Last night at our online writers' group we had a speaker who gave a presentation on bringing about the "all is lost moment." You know, the scene in your book where your MC is brought to the bitter end of her rope, her greatest fears are realized, everything has changed for the negative, and nothing will be the same.
The writing craft experts she consulted for this were agreed that whatever it was, it had to be the worst thing that could happen to the MC. Well, not literally the worst, since the worst for any of us would be death and damnation. But the worst given the wants and goals of the character. It has to have, in the words of the presenter, "the whiff of death."And I look at Sandy, my female protagonist in my work in progress Strong as Death, and I think, damn. Because for her, the worst that could happen would be damnation.

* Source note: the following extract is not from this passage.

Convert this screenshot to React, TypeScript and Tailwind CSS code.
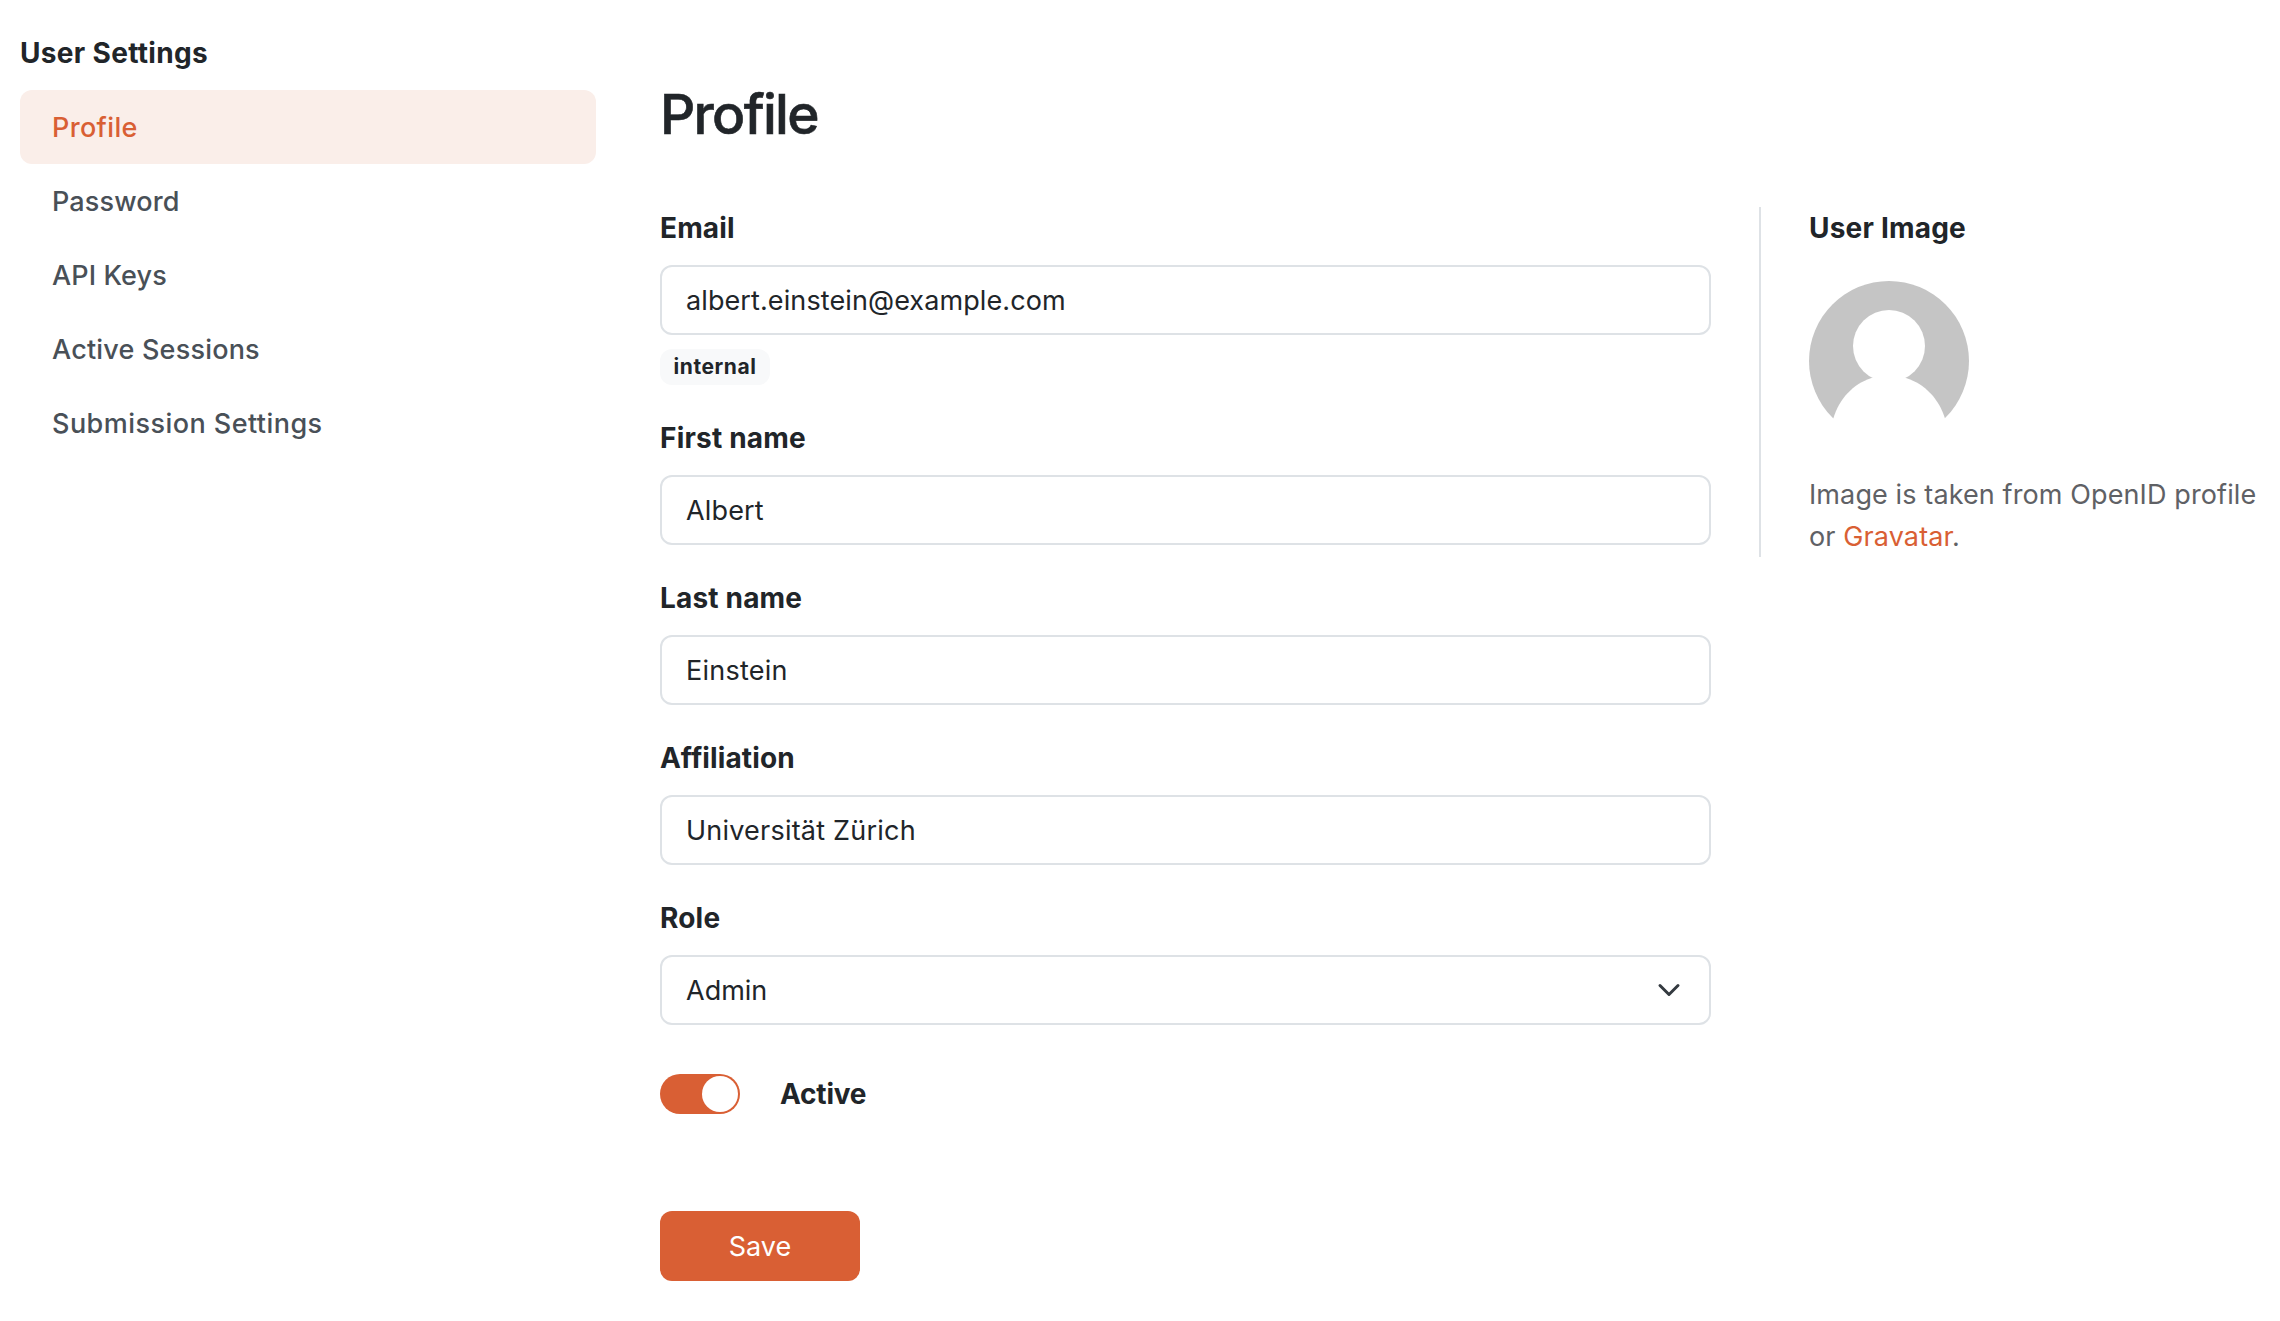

I am not going there. Not because I'm gutless as an author, but due to immutable, external reasons. The first reason is theological: I'm having her share my conviction that once the Lord gets hold of you, He keeps hold of you, so that in the direst circumstances He'll enable you to face death before you'll deny Him. Besides, she's been in that position before and stood firm, why should she change now? The second reason is that of genre. If I had her do that, it would destroy the novel. It's romantic suspense, which expects the MCs to defeat the bad guys and live happily ever after. It doesn't allow for one of the couple joining the other side to save her skin and/or following Job's wife's advice to "Curse God and die!"

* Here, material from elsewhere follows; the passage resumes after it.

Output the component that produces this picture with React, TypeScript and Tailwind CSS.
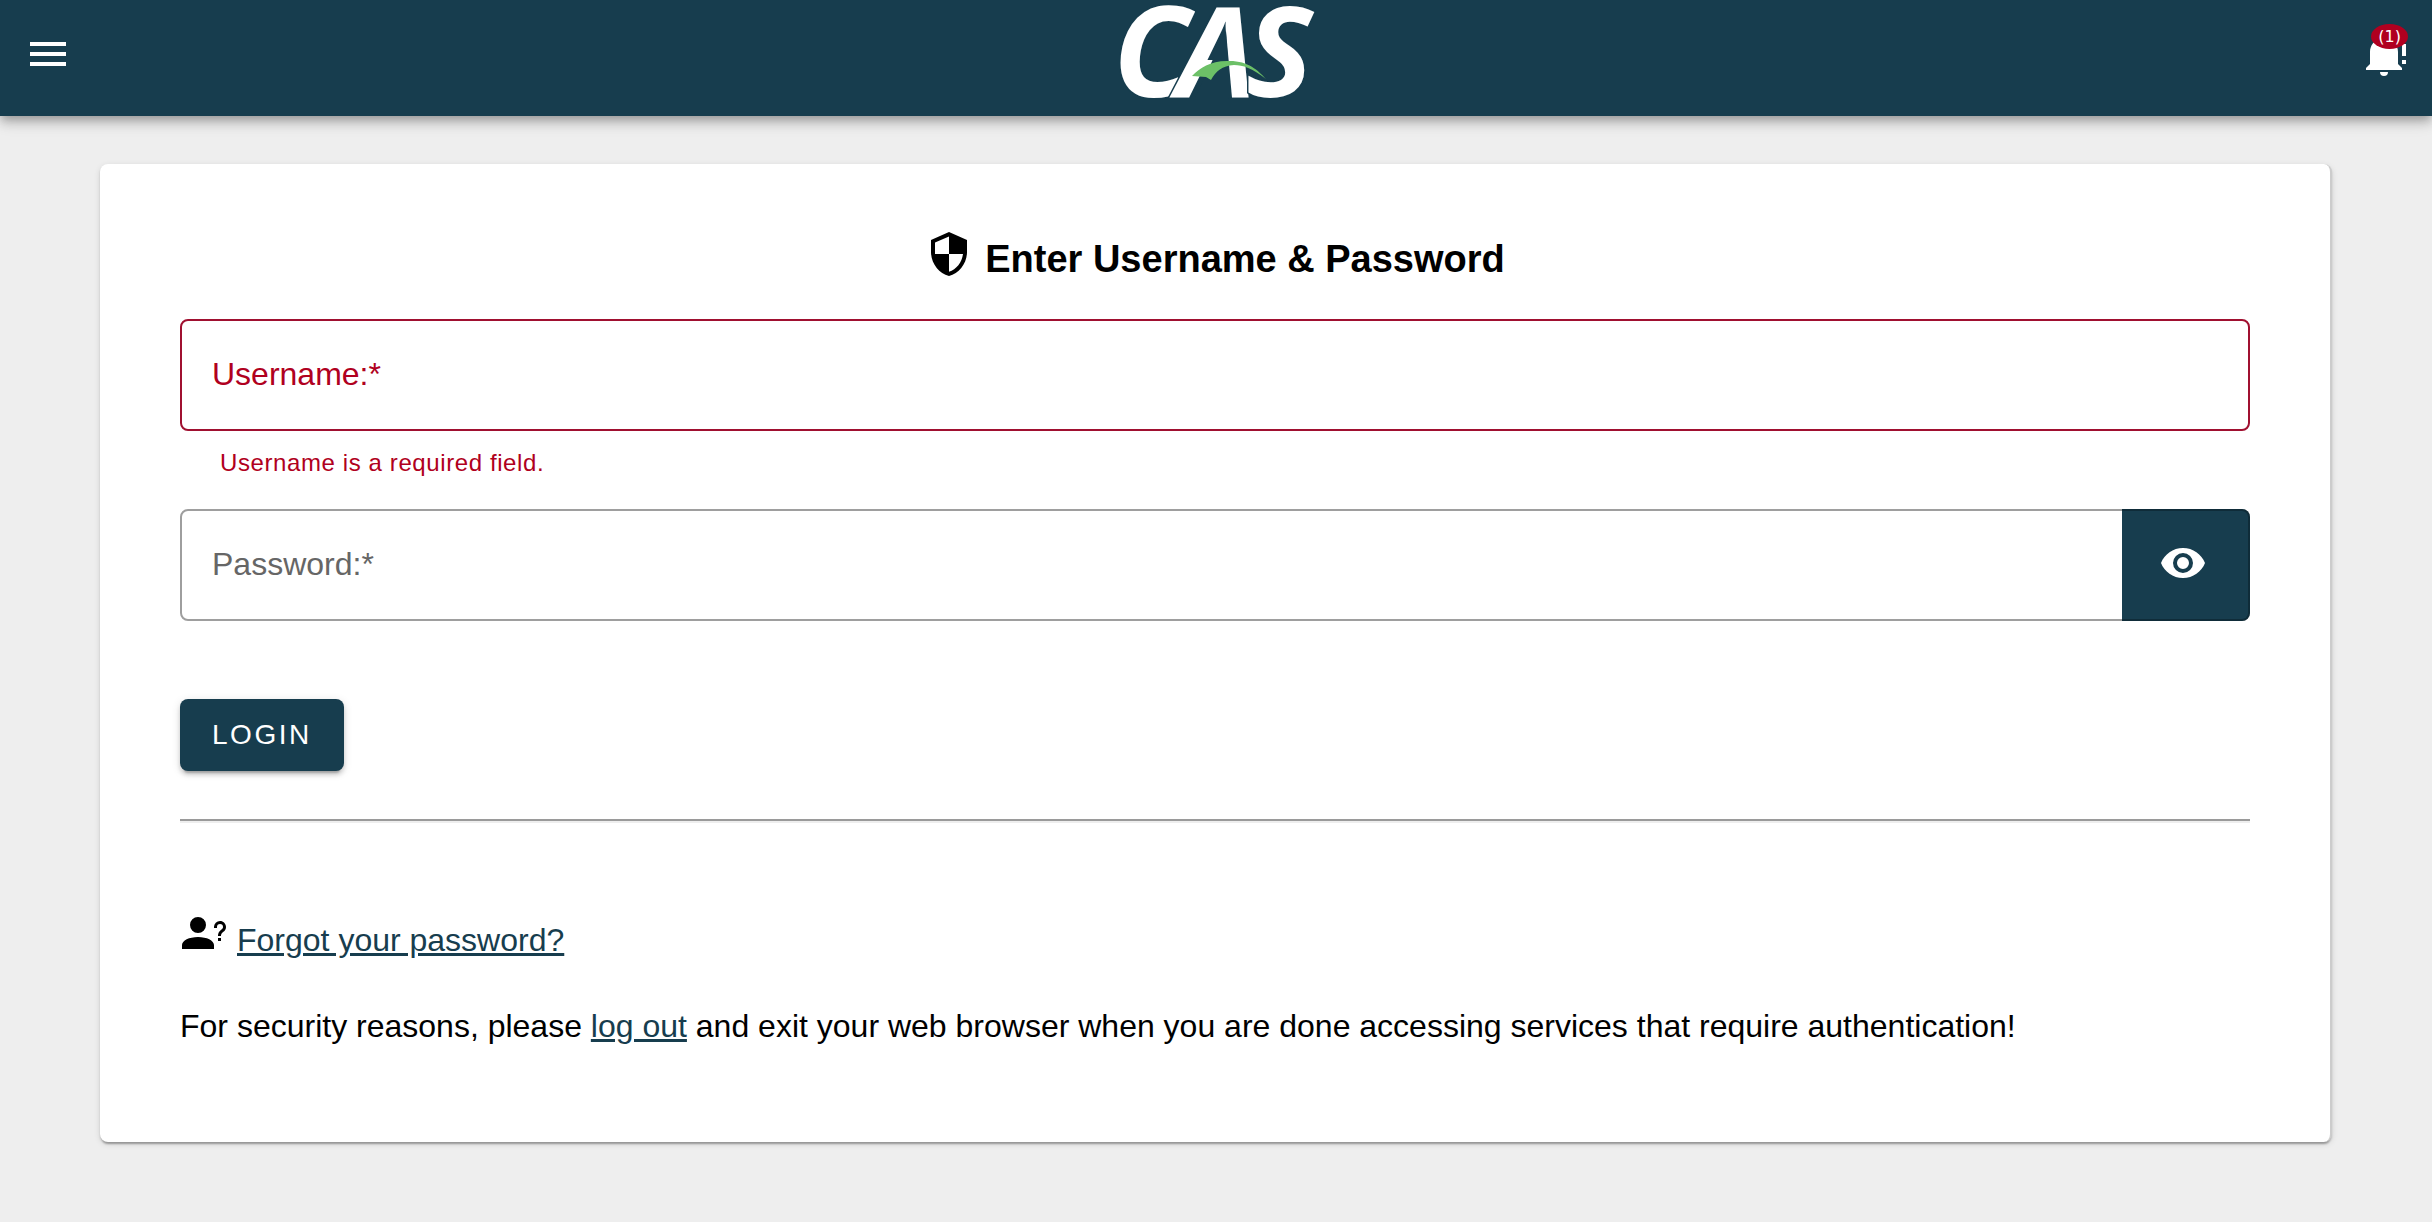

What am I supposed to do? I could ignore this "All Is Lost" rule. But I'm not so experienced and successful a writer I can turn my back on what the big kids say is a crucial element in any well-written protagonist's character arc.

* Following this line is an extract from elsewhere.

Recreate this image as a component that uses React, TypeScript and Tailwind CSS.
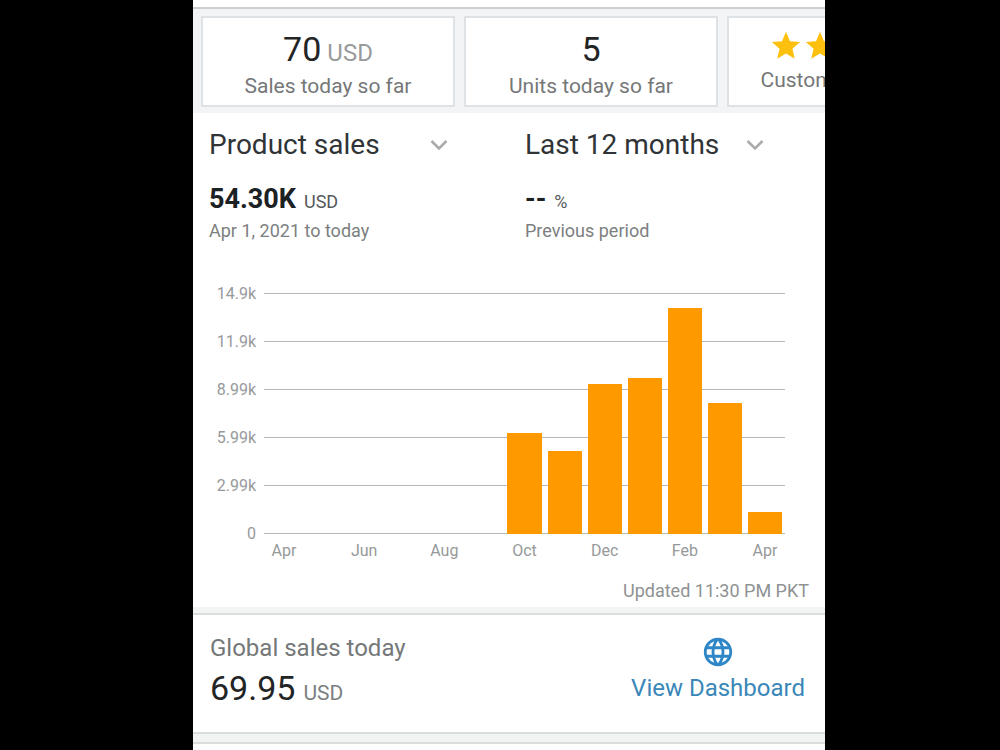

I've been chewing the problem over, and maybe I'll escape through the loophole of "worst given the wants of the character" . . . in this particular book. In fact, one of the other attendees asked what do you do with a character in a series, you can't have them undergoing the same crisis book after book. I admit I didn't retain the presenter's answer; there's something about Zoom meetings that makes me feel stupid and the presenter's connection was bad which garbled much of what she said.
From what I did get I'm wondering if I can dial back Sandy's Big Want in the situation. After all, the point of the All Is Lost moment is that the crisis should strip away what the MC thinks she wants and reveal what she really needs. It's supposed to make her understand she has to fix herself instead of controlling and fixing the situation.
Sandy already has an issue with wanting to feel in control of her life . . . So maybe in this situation Her Big Want should be to feel she is in control, not necessarily of what's going on around her, but of her own spiritual strength and welfare. Kind of like, "Stand back, God, lemme show you what I can do!" And then hit her with the A.I.L. crisis such that she feels she's betrayed, not God, but herself. And so on from there.
Ohhhhhh, golly. If I go for that, I'll have to circle back and rewrite a lot of the earlier part of the book to give her more confidence earlier on. I've been a little uneasy about how I've depicted her inner life anyway. She's got too much self-doubt for no particular reason, which I've imposed on her mostly to keep her "human." Maybe reinforcing her "I've got this" attitude will help me clean those scenes up and ready her for the All Is Lost.
On the other hand, I may have already screwed up this plotting rule beyond redemption. Apparently the crisis is supposed to come two-thirds or at most three-fourths of the way through. I've got it happening at . . . let me see . . . nine-tenths.
And I still don't know what my MMC's All Is Lost crisis is to be. Before last night, I didn't know he needed one.